In this class we were assessing fourth and fifth graders on dribbling. We were assessing them on whether or not they learned the cues (cognitive) and how well they worked together in class (affective).
We again, took what we learned from our pre-assessing mistakes and learned from them when doing this assessments. This time, since the students were a little bit older, we set up stations for them to complete. One stations the students had to practice dribbling around cones, and then we had them dribble into the cones in order to knock them over to help test their ability to control the ball. The third stations was the station I was manning, and this was the cognitive assessment station. I had cue cards that had the correct dribbling cues on them, mixed in with cue cards that were wrong. I had two of each and I had two students go at once and race against each other to see who could complete the assessment first. Most of the students got it the first time around, although there were a couple that I had to keep saying look again! After the kids had gotten the answer correct I gave them back their basketball and let them play dribble knock out. The third station was the affective assessment station. Here the kids played kind of a tag game while dribbling, and at the end they had to fill out the smiley face sheet. If they did really well they circled a big smile for the question, a neutral face if they did okay and a sad face if they thought they did bad. The students were surprisingly honest. There was not one paper they had a full smiley face circled for every question.
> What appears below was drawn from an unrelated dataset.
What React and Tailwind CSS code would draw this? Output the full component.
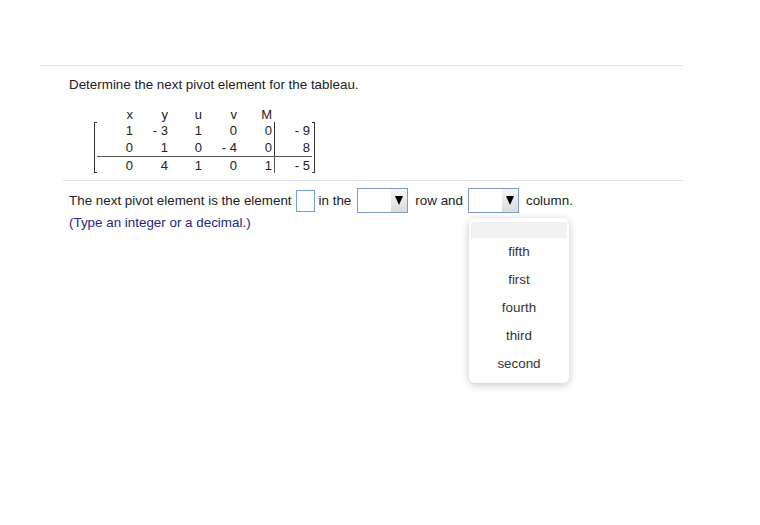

I felt that the lesson went really smooth. The only big issue we ran into was that we were told that half the students would be leaving so we kind of rushed through everything so that all the students had a chance to go through all the stations and be assessed. In the end, only two students left early and the rest left maybe five minutes before class ended. If we ran into something like this again, we would ask which students typically leave first and have them do the assessment stations first so if worse came to worse they would miss out on the one station that was not an assessment station.